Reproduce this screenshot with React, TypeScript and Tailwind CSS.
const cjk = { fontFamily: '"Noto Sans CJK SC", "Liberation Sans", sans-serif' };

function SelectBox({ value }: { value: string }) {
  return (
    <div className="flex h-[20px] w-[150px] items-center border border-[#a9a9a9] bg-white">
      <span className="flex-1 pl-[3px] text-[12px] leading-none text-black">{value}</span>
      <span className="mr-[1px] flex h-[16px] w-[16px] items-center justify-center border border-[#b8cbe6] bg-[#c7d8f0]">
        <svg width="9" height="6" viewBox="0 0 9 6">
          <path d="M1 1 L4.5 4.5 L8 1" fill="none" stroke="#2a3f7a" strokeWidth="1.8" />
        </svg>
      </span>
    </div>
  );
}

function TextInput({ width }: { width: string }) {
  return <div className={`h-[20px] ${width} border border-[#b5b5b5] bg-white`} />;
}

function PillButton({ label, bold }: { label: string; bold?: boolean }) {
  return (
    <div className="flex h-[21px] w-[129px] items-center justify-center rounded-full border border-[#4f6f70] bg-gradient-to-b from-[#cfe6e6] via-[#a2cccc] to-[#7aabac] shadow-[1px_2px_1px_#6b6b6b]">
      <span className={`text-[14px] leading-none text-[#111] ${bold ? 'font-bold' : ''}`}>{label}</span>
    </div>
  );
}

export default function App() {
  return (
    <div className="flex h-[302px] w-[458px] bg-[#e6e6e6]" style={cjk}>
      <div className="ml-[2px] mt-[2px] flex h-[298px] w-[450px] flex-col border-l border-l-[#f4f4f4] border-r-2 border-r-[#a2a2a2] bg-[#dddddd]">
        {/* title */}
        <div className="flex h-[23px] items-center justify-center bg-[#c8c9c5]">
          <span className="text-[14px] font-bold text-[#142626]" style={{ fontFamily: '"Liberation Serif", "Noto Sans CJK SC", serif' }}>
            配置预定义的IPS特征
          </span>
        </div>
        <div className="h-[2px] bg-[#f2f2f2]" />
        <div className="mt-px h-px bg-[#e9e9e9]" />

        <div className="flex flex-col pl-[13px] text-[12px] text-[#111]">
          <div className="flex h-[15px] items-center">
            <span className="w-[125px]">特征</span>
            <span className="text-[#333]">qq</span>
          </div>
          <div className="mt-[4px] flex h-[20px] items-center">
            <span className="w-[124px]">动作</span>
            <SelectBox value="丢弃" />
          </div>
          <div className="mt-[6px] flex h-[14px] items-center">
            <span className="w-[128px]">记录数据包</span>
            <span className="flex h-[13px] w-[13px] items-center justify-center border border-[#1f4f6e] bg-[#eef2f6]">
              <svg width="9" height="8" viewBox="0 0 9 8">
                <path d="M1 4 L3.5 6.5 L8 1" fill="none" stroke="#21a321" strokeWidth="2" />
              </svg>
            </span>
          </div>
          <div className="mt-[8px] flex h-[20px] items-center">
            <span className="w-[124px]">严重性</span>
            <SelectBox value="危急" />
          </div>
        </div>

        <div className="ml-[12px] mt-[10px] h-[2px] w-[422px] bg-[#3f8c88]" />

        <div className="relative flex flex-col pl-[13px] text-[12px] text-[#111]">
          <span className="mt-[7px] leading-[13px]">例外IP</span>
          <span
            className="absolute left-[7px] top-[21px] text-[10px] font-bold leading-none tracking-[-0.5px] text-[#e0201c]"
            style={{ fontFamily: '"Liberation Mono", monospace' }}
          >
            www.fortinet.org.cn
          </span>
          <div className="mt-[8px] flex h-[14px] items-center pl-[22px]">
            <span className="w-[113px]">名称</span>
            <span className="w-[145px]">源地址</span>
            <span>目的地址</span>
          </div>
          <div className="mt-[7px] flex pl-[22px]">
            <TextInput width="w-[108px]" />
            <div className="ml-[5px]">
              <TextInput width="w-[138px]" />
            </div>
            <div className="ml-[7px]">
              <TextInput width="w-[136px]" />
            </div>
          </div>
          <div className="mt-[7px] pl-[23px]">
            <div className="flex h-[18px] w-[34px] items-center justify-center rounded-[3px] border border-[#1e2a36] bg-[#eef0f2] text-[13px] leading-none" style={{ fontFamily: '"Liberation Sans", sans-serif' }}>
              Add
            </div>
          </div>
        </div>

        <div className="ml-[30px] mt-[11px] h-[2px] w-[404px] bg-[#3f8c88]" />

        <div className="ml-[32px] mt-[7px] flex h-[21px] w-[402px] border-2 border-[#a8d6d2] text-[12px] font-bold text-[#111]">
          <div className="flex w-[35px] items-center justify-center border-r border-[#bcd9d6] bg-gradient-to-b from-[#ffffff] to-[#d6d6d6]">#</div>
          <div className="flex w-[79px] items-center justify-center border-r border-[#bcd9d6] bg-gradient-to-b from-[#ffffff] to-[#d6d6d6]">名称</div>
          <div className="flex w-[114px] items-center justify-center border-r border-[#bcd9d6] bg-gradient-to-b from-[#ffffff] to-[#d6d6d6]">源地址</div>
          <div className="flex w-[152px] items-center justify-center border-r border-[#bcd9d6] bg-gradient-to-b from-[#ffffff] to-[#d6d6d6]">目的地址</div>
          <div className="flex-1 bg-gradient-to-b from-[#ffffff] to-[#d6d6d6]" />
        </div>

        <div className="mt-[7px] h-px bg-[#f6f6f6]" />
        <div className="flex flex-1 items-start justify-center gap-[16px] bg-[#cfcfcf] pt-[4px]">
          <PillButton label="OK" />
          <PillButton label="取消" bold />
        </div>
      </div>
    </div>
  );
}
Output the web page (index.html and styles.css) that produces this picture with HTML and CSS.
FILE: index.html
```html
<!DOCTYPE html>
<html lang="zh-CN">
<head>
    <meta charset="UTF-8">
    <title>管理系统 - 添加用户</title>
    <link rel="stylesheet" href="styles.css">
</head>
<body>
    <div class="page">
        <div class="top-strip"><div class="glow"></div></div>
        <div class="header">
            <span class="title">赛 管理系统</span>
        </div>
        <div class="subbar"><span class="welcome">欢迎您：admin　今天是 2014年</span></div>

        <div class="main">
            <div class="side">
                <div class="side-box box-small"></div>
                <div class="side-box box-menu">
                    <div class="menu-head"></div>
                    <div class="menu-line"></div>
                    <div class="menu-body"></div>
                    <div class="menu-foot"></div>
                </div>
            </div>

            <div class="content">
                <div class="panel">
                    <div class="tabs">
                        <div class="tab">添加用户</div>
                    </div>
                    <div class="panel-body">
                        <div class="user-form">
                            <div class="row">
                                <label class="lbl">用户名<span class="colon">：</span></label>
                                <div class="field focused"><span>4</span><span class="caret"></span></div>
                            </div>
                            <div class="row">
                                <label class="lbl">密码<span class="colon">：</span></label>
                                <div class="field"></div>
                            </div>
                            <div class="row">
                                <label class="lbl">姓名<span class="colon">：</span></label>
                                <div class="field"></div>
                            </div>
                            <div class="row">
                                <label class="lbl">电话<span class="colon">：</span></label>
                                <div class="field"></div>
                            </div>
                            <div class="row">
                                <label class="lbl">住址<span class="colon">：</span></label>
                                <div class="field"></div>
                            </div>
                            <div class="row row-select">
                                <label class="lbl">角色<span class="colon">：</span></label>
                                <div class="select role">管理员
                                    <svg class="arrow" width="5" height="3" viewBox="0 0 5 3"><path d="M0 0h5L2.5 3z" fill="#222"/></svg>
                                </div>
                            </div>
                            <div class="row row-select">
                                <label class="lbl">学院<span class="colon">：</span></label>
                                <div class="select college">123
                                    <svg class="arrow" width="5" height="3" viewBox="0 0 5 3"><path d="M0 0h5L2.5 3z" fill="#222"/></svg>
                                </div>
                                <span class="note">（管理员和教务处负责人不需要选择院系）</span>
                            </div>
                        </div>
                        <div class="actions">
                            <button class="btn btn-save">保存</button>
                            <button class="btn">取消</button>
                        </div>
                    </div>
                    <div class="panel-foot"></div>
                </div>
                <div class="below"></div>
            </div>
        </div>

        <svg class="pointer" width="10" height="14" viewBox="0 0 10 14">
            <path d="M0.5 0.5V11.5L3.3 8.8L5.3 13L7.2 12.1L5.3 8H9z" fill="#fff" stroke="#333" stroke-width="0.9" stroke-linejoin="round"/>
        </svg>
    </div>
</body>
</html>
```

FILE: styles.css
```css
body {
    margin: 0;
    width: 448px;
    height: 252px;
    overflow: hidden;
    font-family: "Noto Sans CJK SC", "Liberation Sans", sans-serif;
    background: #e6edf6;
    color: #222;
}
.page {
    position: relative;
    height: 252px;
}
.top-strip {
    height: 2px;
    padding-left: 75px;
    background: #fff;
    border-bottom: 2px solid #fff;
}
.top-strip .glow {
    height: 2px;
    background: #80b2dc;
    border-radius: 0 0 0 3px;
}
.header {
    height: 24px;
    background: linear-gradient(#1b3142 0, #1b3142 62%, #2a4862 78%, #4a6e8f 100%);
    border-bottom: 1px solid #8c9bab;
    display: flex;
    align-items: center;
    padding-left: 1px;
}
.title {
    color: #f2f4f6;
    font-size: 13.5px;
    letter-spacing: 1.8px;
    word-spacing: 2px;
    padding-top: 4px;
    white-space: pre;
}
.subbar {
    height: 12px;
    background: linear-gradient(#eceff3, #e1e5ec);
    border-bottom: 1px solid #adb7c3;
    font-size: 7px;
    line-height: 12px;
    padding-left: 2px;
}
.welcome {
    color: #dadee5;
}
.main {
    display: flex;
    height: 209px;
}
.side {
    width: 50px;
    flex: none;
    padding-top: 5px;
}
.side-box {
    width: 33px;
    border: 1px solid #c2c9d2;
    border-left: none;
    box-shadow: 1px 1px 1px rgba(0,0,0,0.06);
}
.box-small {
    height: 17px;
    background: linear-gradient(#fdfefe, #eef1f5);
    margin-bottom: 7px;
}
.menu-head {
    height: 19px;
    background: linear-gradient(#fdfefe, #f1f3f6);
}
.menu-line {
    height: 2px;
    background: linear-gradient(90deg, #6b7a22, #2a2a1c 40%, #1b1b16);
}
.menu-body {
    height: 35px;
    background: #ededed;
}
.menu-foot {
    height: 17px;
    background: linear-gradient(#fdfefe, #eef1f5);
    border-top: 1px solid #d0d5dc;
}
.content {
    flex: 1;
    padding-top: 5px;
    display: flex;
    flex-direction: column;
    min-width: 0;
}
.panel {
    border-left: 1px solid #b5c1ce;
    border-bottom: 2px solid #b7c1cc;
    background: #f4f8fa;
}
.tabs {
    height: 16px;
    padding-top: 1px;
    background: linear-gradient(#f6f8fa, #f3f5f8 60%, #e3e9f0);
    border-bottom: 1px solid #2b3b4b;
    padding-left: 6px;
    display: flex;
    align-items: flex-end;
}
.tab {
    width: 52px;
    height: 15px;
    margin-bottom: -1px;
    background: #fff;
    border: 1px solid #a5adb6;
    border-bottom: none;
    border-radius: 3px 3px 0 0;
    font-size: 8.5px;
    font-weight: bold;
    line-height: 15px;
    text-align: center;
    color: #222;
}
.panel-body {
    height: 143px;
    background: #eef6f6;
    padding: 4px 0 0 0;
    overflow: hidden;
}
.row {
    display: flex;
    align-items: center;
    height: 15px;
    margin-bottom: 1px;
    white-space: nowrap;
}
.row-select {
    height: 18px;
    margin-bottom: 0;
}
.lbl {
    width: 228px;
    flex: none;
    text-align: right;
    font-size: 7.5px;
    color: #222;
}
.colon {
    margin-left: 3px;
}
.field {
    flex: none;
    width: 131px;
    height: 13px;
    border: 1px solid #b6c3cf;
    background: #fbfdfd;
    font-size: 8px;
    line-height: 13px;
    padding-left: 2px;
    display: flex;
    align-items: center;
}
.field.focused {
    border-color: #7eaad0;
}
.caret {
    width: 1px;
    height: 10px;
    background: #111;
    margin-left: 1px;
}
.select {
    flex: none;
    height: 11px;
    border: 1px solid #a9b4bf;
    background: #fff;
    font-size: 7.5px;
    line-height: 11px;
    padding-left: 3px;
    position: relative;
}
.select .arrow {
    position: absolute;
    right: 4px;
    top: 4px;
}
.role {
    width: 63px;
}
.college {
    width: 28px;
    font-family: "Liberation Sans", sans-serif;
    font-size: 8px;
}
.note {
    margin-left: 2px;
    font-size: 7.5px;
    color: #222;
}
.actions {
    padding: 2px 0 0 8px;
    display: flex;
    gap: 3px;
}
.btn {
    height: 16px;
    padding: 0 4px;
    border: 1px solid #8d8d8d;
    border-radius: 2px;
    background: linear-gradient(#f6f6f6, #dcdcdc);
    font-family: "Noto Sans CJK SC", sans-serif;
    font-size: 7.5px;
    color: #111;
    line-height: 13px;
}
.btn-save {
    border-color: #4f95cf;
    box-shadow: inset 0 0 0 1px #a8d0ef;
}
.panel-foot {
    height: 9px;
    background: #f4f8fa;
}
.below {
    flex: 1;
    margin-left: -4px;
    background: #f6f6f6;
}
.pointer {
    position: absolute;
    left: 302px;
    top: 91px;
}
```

☆ ☆ ☆ ☆

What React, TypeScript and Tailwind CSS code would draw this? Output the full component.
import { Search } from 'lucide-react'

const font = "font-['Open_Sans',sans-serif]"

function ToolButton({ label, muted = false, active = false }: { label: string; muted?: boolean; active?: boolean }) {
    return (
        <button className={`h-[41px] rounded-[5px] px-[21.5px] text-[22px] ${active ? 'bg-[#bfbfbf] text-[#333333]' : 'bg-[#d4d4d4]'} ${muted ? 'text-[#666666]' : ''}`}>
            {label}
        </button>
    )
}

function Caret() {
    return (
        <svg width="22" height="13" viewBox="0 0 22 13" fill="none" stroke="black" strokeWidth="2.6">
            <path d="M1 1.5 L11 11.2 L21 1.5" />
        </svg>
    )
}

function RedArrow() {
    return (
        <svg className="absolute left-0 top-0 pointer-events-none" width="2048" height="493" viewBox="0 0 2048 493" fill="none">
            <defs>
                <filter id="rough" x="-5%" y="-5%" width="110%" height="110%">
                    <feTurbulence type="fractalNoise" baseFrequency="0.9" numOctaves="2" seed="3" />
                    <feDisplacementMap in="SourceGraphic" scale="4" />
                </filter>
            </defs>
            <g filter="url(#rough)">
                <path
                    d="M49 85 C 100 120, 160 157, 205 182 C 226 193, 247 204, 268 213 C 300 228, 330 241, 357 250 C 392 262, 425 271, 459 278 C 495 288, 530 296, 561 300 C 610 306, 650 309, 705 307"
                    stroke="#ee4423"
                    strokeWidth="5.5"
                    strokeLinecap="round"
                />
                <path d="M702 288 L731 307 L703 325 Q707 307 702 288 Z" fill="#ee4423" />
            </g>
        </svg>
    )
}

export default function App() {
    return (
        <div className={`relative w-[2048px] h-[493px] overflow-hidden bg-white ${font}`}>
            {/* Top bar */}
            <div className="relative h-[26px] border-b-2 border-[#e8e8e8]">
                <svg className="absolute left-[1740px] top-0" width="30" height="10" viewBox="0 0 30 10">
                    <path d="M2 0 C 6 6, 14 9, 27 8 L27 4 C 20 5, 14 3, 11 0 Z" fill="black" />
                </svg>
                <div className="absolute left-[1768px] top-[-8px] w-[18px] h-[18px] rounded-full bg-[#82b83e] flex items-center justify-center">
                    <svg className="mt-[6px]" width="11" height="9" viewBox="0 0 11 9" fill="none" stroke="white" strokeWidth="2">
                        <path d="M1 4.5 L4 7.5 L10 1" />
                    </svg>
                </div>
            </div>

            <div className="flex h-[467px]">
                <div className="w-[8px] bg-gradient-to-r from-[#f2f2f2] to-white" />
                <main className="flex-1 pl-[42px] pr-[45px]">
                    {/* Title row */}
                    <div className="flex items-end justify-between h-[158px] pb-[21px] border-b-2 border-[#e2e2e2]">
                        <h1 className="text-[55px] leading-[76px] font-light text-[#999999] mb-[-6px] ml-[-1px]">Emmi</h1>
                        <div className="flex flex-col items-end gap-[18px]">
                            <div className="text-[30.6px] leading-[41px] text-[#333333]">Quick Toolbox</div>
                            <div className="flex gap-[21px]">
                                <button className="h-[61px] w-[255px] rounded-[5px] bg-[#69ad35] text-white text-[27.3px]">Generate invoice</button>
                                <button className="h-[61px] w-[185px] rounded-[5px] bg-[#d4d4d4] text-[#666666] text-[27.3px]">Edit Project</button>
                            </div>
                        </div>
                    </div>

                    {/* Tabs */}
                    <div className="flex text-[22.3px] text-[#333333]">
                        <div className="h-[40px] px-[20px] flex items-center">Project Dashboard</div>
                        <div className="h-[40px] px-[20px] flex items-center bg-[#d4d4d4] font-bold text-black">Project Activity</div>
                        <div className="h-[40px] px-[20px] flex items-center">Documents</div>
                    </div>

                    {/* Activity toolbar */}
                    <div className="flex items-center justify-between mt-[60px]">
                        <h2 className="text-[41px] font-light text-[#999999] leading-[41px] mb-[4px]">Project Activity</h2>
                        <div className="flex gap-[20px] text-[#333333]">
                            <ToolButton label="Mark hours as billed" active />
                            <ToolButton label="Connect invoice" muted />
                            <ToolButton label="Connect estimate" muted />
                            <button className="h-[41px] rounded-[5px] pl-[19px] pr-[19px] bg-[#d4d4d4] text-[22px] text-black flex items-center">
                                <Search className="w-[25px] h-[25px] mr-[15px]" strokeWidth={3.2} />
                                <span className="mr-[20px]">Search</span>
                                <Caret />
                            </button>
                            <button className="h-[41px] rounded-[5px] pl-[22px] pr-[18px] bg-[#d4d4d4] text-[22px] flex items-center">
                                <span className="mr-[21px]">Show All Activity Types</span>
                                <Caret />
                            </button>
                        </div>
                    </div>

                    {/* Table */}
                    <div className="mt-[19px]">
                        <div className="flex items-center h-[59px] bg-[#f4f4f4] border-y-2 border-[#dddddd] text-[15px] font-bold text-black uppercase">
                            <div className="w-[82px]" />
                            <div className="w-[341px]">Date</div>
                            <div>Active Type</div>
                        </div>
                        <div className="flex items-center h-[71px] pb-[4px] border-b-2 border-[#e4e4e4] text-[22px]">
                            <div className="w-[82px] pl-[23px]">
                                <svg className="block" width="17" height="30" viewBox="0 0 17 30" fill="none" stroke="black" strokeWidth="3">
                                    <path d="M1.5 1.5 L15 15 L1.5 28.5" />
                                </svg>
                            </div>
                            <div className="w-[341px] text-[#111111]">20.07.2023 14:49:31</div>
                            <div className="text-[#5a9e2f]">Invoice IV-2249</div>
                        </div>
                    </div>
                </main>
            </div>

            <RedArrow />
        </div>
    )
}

☆ ☆ ☆ ☆

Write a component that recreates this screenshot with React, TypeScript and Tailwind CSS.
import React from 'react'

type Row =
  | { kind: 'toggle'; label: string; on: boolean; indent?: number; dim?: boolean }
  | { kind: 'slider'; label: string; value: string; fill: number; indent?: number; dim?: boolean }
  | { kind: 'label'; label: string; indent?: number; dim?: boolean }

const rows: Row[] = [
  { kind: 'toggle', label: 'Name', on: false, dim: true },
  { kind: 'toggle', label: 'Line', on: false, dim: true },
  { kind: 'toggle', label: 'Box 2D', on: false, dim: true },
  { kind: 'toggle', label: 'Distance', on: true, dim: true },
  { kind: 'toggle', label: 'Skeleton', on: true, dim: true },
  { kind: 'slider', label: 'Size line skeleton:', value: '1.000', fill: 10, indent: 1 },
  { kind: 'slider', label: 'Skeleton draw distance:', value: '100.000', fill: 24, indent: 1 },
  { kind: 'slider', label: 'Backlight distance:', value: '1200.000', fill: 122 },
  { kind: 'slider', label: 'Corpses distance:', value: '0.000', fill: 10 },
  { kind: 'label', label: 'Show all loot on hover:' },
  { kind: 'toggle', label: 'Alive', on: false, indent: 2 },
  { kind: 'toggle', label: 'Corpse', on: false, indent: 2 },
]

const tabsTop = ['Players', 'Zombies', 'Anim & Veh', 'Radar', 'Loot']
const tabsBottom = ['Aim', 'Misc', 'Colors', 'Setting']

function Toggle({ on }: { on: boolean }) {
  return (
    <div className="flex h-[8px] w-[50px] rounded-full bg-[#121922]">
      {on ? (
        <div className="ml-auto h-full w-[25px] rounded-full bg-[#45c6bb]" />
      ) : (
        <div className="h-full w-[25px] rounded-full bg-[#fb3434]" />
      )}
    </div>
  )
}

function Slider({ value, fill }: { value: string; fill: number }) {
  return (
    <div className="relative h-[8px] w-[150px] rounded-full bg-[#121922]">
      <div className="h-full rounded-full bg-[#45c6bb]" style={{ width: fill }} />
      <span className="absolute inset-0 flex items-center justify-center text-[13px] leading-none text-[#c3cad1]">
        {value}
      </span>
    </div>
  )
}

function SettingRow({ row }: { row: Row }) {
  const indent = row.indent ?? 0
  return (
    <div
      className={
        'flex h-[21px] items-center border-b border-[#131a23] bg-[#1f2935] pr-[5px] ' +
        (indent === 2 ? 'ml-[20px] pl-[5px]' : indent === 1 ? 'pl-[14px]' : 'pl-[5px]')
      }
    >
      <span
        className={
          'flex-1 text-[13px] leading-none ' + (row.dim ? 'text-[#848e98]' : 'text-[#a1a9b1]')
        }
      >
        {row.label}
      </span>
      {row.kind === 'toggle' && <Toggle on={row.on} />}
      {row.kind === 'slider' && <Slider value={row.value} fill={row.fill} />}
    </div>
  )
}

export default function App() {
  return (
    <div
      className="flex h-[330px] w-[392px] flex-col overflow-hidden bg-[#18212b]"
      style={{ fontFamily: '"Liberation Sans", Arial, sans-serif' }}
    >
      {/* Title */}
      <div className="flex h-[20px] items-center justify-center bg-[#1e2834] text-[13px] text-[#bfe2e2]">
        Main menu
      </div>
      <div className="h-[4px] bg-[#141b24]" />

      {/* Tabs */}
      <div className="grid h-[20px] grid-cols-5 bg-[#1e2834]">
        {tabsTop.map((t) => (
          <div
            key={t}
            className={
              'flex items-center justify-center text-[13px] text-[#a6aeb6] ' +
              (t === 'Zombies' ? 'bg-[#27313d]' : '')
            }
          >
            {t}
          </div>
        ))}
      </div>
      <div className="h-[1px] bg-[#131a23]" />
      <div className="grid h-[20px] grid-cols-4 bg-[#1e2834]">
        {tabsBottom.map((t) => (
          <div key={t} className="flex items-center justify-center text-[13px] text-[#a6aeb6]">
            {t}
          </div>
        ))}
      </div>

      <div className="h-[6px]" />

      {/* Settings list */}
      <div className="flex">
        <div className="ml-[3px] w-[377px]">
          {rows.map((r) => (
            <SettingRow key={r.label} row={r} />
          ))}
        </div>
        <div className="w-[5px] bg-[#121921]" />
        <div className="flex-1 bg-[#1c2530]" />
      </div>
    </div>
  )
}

☆ ☆ ☆ ☆

● Instructions for the task
Return all lines with the word "Output" in them.

● Correct result
Output the web page (index.html and styles.css) that produces this picture with HTML and CSS.
What React, TypeScript and Tailwind CSS code would draw this? Output the full component.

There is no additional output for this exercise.